The PDF for \(x > \textsf{loc}\) is:

\[\frac{z^{(p - 1)}\exp\left(-\frac{b}{2}\left(z + \frac{1}{z}\right)\right)} {s K_{p}(b)}\]

where \(s\) is the scale, \(z = (x - \textsf{loc})/s\), and \(K_p(b)\) is the modified Bessel function of the second kind. For \(x \le \textsf{loc}\), the PDF is zero.

mpsci.distributions.geninvgauss.mean(p, b, loc=0, scale=1)

Mean of the generalized inverse Gaussian distribution.

The mean is:

\[\textsf{loc} + \textsf{scale} \frac{K_{p+1}(b)}{K_p(b)}\]

where \(K_n(x)\) is the modified Bessel function of the second kind (implemented in mpmath as besselk(n, x)).

mpsci.distributions.geninvgauss.mode(p, b, loc=0, scale=1)

Mode of the generalized inverse Gaussian distribution.

The mode is:

\[\textsf{loc} + \textsf{scale} \frac{p - 1 + \sqrt{(p - 1)^2 + b^2}}{b}\]
mpsci.distributions.geninvgauss.pdf(x, p, b, loc=0, scale=1)

Probability density function of the generalized inverse Gaussian distribution.

The PDF for \(x > \textsf{loc}\) is:

\[\frac{z^{(p - 1)}\exp\left(-\frac{b}{2}\left(z + \frac{1}{z}\right)\right)} {s K_{p}(b)}\]

where \(s\) is the scale, \(z = (x - \textsf{loc})/s\), and \(K_p(b)\) is the modified Bessel function of the second kind. For \(x \le \textsf{loc}\), the PDF is zero.

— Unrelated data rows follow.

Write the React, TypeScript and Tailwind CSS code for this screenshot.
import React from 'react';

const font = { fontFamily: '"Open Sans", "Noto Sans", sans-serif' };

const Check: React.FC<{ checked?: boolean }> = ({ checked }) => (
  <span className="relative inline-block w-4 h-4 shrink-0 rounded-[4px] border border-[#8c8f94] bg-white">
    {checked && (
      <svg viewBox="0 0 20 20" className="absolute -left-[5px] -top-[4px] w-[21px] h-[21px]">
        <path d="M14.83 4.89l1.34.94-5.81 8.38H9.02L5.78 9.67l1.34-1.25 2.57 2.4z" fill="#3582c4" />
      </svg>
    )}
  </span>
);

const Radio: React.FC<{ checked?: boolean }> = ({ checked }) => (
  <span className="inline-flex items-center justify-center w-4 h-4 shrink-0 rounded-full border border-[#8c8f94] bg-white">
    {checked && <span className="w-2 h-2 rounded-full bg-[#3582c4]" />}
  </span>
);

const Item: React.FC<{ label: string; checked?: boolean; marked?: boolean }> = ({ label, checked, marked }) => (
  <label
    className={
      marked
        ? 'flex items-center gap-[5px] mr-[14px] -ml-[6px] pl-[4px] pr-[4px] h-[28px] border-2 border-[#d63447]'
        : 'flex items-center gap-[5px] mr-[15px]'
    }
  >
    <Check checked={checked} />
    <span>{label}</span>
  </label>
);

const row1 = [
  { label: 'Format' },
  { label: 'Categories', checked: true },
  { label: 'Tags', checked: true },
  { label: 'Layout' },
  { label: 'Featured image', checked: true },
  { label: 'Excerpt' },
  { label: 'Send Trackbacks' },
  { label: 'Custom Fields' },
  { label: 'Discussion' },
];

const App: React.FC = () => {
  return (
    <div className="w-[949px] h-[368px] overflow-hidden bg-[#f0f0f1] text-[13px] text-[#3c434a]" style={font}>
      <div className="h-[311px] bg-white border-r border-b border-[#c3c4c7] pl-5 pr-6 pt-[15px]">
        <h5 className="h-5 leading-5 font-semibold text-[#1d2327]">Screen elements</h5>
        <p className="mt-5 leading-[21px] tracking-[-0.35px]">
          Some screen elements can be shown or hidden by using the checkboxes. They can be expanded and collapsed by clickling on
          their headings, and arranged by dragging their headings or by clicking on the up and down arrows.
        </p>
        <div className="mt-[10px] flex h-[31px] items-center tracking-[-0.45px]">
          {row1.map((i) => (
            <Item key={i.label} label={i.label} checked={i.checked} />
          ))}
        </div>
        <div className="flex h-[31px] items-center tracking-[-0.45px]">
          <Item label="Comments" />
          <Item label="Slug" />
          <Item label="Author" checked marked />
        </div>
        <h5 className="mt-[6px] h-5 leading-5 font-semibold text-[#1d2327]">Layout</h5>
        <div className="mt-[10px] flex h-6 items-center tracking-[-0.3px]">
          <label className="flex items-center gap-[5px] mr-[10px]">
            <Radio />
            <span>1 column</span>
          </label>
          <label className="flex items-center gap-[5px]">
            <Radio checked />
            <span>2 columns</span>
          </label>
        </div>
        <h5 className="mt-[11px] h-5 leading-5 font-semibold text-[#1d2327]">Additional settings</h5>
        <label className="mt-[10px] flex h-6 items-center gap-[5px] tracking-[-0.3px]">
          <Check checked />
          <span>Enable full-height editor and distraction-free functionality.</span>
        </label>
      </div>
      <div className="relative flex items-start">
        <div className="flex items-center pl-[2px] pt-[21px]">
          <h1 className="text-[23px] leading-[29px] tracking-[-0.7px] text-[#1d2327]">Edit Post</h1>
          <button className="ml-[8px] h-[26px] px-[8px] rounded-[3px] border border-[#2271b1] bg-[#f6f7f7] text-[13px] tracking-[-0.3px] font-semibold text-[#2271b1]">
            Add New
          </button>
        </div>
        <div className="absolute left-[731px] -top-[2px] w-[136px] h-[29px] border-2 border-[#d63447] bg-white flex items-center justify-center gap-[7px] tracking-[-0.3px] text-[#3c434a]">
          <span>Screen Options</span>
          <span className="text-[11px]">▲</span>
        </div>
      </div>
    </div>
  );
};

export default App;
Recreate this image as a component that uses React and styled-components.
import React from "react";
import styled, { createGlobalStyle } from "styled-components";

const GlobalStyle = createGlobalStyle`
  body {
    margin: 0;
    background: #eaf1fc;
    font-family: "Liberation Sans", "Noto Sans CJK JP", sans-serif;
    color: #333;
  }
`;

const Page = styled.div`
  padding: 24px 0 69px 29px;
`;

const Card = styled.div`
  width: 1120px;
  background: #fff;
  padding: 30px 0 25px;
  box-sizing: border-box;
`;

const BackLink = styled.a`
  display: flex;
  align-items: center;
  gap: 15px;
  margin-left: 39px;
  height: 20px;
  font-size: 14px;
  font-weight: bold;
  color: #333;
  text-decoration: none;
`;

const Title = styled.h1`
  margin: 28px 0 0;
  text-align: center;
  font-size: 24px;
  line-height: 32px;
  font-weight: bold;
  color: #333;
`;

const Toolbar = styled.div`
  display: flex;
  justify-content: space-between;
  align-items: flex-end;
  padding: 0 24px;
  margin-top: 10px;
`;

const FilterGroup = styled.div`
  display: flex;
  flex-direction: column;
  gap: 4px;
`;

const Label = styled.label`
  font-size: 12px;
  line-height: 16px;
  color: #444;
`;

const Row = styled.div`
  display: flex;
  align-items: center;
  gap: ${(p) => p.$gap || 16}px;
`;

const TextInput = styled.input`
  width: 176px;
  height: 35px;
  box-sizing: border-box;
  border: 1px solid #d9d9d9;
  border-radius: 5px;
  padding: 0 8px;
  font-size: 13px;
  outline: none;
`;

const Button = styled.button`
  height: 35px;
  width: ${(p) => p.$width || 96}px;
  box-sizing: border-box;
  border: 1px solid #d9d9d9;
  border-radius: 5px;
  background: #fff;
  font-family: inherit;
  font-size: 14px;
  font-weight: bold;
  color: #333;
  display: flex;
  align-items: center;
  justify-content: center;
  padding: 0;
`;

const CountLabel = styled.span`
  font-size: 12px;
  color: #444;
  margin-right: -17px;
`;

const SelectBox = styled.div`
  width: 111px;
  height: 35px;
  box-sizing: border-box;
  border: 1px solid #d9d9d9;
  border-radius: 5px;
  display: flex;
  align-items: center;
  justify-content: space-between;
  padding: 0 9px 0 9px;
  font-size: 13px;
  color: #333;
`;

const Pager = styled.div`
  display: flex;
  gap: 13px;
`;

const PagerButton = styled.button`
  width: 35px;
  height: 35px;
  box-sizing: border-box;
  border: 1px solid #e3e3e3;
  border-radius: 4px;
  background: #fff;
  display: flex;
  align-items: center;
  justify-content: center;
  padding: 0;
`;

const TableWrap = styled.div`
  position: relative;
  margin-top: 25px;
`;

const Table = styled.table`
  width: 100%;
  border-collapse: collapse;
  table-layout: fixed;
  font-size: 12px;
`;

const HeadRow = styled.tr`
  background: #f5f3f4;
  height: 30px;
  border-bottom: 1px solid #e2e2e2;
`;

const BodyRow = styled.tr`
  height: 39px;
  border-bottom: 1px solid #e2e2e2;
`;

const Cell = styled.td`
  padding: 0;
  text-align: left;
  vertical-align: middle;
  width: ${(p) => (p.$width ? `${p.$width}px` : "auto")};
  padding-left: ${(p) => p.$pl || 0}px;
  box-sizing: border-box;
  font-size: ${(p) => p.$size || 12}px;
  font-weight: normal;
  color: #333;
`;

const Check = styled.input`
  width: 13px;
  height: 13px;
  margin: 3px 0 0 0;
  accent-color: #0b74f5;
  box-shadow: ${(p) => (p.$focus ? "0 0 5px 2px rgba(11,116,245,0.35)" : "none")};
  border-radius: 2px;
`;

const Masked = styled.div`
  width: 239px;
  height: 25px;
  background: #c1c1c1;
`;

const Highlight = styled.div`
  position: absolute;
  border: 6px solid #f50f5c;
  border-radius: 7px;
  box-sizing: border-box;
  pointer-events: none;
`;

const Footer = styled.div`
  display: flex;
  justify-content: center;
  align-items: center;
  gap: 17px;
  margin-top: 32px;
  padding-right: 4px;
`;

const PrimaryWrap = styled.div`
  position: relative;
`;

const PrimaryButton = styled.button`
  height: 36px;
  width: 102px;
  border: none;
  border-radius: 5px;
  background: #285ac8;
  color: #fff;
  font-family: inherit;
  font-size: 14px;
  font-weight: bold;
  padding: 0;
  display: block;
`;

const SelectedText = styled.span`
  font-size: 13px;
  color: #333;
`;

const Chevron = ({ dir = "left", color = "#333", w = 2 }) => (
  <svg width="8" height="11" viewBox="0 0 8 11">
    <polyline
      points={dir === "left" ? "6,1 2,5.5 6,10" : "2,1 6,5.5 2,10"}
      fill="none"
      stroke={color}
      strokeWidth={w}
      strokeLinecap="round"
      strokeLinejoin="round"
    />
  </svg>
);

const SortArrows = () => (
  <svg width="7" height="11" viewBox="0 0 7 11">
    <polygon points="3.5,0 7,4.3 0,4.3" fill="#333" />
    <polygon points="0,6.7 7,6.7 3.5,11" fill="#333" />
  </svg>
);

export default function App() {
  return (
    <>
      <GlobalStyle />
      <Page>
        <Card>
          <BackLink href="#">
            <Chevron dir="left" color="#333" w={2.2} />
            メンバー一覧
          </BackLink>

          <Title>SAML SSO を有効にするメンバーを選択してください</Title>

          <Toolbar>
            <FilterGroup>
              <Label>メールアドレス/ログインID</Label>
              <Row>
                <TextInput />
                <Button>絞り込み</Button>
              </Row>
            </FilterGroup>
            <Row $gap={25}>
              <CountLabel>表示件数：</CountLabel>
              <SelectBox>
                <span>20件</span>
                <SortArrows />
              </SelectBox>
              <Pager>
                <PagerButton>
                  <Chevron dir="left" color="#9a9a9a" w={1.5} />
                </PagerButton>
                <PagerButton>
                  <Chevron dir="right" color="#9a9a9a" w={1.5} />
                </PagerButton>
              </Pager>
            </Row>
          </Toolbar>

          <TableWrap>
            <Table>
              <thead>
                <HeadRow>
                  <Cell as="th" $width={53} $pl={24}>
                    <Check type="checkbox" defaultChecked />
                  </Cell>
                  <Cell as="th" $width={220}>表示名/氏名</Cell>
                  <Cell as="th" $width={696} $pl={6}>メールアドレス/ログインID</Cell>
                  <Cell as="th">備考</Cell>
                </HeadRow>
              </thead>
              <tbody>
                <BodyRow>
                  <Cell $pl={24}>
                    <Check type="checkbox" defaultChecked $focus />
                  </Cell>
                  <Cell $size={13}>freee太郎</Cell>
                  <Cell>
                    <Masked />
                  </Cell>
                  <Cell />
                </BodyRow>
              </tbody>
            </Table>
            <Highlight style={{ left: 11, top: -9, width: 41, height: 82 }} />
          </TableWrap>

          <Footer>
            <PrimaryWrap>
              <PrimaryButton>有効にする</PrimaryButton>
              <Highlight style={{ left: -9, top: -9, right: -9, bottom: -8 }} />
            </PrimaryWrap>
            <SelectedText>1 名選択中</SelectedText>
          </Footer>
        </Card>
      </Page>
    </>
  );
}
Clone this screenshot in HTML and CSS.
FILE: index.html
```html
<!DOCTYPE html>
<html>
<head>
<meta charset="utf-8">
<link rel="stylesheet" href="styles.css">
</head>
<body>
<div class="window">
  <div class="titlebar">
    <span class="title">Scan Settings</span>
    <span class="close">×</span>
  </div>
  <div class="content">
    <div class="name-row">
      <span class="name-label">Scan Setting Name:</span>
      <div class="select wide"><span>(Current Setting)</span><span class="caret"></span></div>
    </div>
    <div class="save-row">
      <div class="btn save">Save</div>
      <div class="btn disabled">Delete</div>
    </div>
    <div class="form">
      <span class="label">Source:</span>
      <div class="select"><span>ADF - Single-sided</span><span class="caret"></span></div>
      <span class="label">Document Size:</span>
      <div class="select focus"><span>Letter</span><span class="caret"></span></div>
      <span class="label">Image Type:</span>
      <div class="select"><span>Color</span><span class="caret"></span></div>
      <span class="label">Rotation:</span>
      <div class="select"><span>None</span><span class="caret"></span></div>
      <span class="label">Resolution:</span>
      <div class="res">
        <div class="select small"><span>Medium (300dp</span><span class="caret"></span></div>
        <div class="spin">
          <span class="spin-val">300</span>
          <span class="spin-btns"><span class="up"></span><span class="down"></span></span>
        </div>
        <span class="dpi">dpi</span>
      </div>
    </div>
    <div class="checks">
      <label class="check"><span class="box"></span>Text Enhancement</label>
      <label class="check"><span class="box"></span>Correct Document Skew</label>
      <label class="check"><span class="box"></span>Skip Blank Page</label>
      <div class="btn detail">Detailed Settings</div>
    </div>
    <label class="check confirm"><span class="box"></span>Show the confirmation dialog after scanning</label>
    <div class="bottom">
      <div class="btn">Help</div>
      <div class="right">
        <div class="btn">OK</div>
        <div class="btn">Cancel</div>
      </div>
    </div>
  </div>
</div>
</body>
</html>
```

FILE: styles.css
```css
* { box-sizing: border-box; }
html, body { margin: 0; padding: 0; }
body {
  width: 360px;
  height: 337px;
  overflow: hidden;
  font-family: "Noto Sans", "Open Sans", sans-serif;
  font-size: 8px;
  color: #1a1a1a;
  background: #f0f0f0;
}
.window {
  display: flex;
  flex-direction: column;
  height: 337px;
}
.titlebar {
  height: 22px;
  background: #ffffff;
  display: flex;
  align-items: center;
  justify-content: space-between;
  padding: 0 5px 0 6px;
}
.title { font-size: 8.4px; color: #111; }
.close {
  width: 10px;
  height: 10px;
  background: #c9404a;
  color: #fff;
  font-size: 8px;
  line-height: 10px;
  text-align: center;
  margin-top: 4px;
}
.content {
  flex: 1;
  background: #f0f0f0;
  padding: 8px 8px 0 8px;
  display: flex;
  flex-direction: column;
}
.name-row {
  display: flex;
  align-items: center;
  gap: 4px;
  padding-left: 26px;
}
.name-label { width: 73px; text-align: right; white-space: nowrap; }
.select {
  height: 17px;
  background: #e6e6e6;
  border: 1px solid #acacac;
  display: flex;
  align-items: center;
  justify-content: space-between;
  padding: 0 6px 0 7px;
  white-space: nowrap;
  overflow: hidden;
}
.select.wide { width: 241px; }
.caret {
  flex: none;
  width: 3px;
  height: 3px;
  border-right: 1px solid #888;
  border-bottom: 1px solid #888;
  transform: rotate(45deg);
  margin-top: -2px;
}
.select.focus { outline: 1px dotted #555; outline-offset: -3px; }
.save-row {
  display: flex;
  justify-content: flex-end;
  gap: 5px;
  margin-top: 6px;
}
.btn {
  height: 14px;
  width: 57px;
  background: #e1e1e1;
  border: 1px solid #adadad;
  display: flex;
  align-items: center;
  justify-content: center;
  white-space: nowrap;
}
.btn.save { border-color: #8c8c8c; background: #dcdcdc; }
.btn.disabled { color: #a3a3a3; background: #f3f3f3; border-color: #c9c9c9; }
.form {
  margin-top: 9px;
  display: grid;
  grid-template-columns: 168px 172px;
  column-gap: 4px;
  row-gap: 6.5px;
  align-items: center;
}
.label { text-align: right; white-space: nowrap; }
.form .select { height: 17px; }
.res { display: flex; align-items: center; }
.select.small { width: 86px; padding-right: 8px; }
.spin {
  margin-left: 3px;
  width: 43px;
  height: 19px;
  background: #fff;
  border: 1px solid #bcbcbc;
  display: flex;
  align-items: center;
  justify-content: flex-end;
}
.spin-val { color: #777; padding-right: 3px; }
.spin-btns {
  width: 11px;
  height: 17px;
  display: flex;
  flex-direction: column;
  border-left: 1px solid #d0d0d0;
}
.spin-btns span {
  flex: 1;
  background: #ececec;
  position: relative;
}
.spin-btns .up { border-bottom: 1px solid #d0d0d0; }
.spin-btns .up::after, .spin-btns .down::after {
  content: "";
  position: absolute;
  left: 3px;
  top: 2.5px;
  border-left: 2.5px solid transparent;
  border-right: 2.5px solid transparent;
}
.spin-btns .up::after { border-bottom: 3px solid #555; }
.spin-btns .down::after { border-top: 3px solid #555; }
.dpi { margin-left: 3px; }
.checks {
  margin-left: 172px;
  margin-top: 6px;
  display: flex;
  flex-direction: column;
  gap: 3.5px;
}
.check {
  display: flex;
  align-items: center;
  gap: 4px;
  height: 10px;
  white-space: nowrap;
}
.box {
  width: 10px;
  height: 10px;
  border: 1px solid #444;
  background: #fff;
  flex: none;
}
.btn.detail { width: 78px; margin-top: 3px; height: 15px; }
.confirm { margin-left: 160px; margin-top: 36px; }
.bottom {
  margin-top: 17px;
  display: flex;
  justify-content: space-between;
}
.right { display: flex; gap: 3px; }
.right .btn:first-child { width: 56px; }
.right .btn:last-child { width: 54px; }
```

mpsci.distributions.geninvgauss.sf(x, p, b, loc=0, scale=1)

Survival function of the generalized inverse Gaussian distribution.

The survival function is computed by using mpmath.quad to numerically integrate the PDF.

mpsci.distributions.geninvgauss.support(p, b, loc=0, scale=1)

Support of the generalized inverse Gaussian distribution.

mpsci.distributions.geninvgauss.var(p, b, loc=0, scale=1)

Variance of the generalized inverse Gaussian distribution.